SHORT EXERCISE:
Write the data out again exactly, dropping any images it holds.

RECORDED INFORMATION:
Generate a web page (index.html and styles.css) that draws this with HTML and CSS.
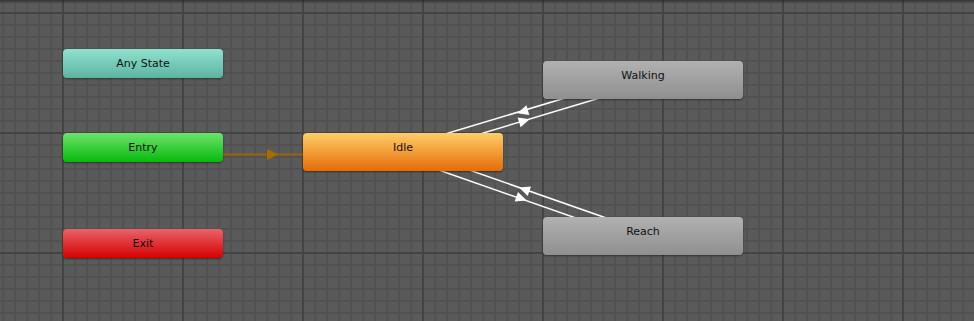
FILE: index.html
```html
<!DOCTYPE html>
<html>
<head>
<meta charset="utf-8">
<link rel="stylesheet" href="styles.css">
</head>
<body>
<div class="canvas">
  <div class="shade"></div>
  <svg class="links" width="974" height="321" viewBox="0 0 974 321">
    <!-- Entry -> Idle -->
    <line x1="142" y1="154.5" x2="402" y2="154.5" class="entry-link"/>
    <polygon points="278,154.5 267,149 267,160" class="entry-arrow"/>
    <!-- Idle <-> Walking -->
    <line x1="401.07" y1="147.2" x2="641.07" y2="75.2" class="link"/>
    <line x1="403.9" y1="156.8" x2="643.9" y2="84.8" class="link"/>
    <polygon points="-5.5,0 5.5,-5 5.5,5" class="arrow" transform="translate(522.6 111.7) rotate(-16.7)"/>
    <polygon points="5.5,0 -5.5,-5 -5.5,5" class="arrow" transform="translate(524.4 120.8) rotate(-16.7)"/>
    <!-- Idle <-> Reach -->
    <line x1="400.85" y1="156.72" x2="640.85" y2="240.72" class="link"/>
    <line x1="404.15" y1="147.28" x2="644.15" y2="231.28" class="link"/>
    <polygon points="5.5,0 -5.5,-5 -5.5,5" class="arrow" transform="translate(521.5 198.6) rotate(19.3)"/>
    <polygon points="-5.5,0 5.5,-5 5.5,5" class="arrow" transform="translate(524.2 189.4) rotate(19.3)"/>
  </svg>
  <div class="node small any" style="left:63px;top:49px">Any State</div>
  <div class="node small entry" style="left:63px;top:133px">Entry</div>
  <div class="node small exit" style="left:63px;top:229px">Exit</div>
  <div class="node tall idle" style="left:303px;top:133px">Idle</div>
  <div class="node tall gray" style="left:543px;top:61px">Walking</div>
  <div class="node tall gray" style="left:543px;top:217px">Reach</div>
</div>
</body>
</html>
```
FILE: styles.css
```css
html, body {
  margin: 0;
  padding: 0;
  background: #595959;
}
.canvas {
  position: relative;
  width: 974px;
  height: 321px;
  overflow: hidden;
  background-color: #5a5a5a;
  background-image:
    linear-gradient(to right, #444444 0, #444444 2px, transparent 2px),
    linear-gradient(to bottom, #444444 0, #444444 2px, transparent 2px),
    linear-gradient(to right, #525252 0, #525252 2px, transparent 2px),
    linear-gradient(to bottom, #525252 0, #525252 2px, transparent 2px);
  background-size: 120px 120px, 120px 120px, 12px 12px, 12px 12px;
  background-position: 62px 0, 0 12px, 2px 0, 0 0;
  font-family: "DejaVu Sans", Verdana, sans-serif;
  font-size: 11px;
  color: #111;
}
.shade {
  position: absolute;
  left: 0; top: 0; right: 0;
  height: 4px;
  background: linear-gradient(to bottom, rgba(0,0,0,0.35), rgba(0,0,0,0));
}
.links {
  position: absolute;
  left: 0; top: 0;
}
.link {
  stroke: #ffffff;
  stroke-width: 1.5;
}
.arrow {
  fill: #ffffff;
}
.entry-link {
  stroke: #98620a;
  stroke-width: 2;
}
.entry-arrow {
  fill: #a86c00;
}
.node {
  position: absolute;
  box-sizing: border-box;
  border-radius: 4px;
  text-align: center;
  line-height: 30px;
  box-shadow: 0 1px 2px rgba(0,0,0,0.45);
}
.small {
  width: 160px;
  height: 29px;
}
.tall {
  width: 200px;
  height: 38px;
}
.any {
  background: linear-gradient(to bottom, #8fe2ce, #5db3a2);
}
.entry {
  background: linear-gradient(to bottom, #6de46c, #06b90c);
}
.exit {
  background: linear-gradient(to bottom, #ea636a, #d40000);
}
.idle {
  background: linear-gradient(to bottom, #ffcd68, #e46c08);
}
.gray {
  background: linear-gradient(to bottom, #b1b1b1, #8f8f8f);
}
```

RESULT:
Generate a web page (index.html and styles.css) that draws this with HTML and CSS.
FILE: index.html
```html
<!DOCTYPE html>
<html>
<head>
<meta charset="utf-8">
<link rel="stylesheet" href="styles.css">
</head>
<body>
<div class="canvas">
  <div class="shade"></div>
  <svg class="links" width="974" height="321" viewBox="0 0 974 321">
    <!-- Entry -> Idle -->
    <line x1="142" y1="154.5" x2="402" y2="154.5" class="entry-link"/>
    <polygon points="278,154.5 267,149 267,160" class="entry-arrow"/>
    <!-- Idle <-> Walking -->
    <line x1="401.07" y1="147.2" x2="641.07" y2="75.2" class="link"/>
    <line x1="403.9" y1="156.8" x2="643.9" y2="84.8" class="link"/>
    <polygon points="-5.5,0 5.5,-5 5.5,5" class="arrow" transform="translate(522.6 111.7) rotate(-16.7)"/>
    <polygon points="5.5,0 -5.5,-5 -5.5,5" class="arrow" transform="translate(524.4 120.8) rotate(-16.7)"/>
    <!-- Idle <-> Reach -->
    <line x1="400.85" y1="156.72" x2="640.85" y2="240.72" class="link"/>
    <line x1="404.15" y1="147.28" x2="644.15" y2="231.28" class="link"/>
    <polygon points="5.5,0 -5.5,-5 -5.5,5" class="arrow" transform="translate(521.5 198.6) rotate(19.3)"/>
    <polygon points="-5.5,0 5.5,-5 5.5,5" class="arrow" transform="translate(524.2 189.4) rotate(19.3)"/>
  </svg>
  <div class="node small any" style="left:63px;top:49px">Any State</div>
  <div class="node small entry" style="left:63px;top:133px">Entry</div>
  <div class="node small exit" style="left:63px;top:229px">Exit</div>
  <div class="node tall idle" style="left:303px;top:133px">Idle</div>
  <div class="node tall gray" style="left:543px;top:61px">Walking</div>
  <div class="node tall gray" style="left:543px;top:217px">Reach</div>
</div>
</body>
</html>
```
FILE: styles.css
```css
html, body {
  margin: 0;
  padding: 0;
  background: #595959;
}
.canvas {
  position: relative;
  width: 974px;
  height: 321px;
  overflow: hidden;
  background-color: #5a5a5a;
  background-image:
    linear-gradient(to right, #444444 0, #444444 2px, transparent 2px),
    linear-gradient(to bottom, #444444 0, #444444 2px, transparent 2px),
    linear-gradient(to right, #525252 0, #525252 2px, transparent 2px),
    linear-gradient(to bottom, #525252 0, #525252 2px, transparent 2px);
  background-size: 120px 120px, 120px 120px, 12px 12px, 12px 12px;
  background-position: 62px 0, 0 12px, 2px 0, 0 0;
  font-family: "DejaVu Sans", Verdana, sans-serif;
  font-size: 11px;
  color: #111;
}
.shade {
  position: absolute;
  left: 0; top: 0; right: 0;
  height: 4px;
  background: linear-gradient(to bottom, rgba(0,0,0,0.35), rgba(0,0,0,0));
}
.links {
  position: absolute;
  left: 0; top: 0;
}
.link {
  stroke: #ffffff;
  stroke-width: 1.5;
}
.arrow {
  fill: #ffffff;
}
.entry-link {
  stroke: #98620a;
  stroke-width: 2;
}
.entry-arrow {
  fill: #a86c00;
}
.node {
  position: absolute;
  box-sizing: border-box;
  border-radius: 4px;
  text-align: center;
  line-height: 30px;
  box-shadow: 0 1px 2px rgba(0,0,0,0.45);
}
.small {
  width: 160px;
  height: 29px;
}
.tall {
  width: 200px;
  height: 38px;
}
.any {
  background: linear-gradient(to bottom, #8fe2ce, #5db3a2);
}
.entry {
  background: linear-gradient(to bottom, #6de46c, #06b90c);
}
.exit {
  background: linear-gradient(to bottom, #ea636a, #d40000);
}
.idle {
  background: linear-gradient(to bottom, #ffcd68, #e46c08);
}
.gray {
  background: linear-gradient(to bottom, #b1b1b1, #8f8f8f);
}
```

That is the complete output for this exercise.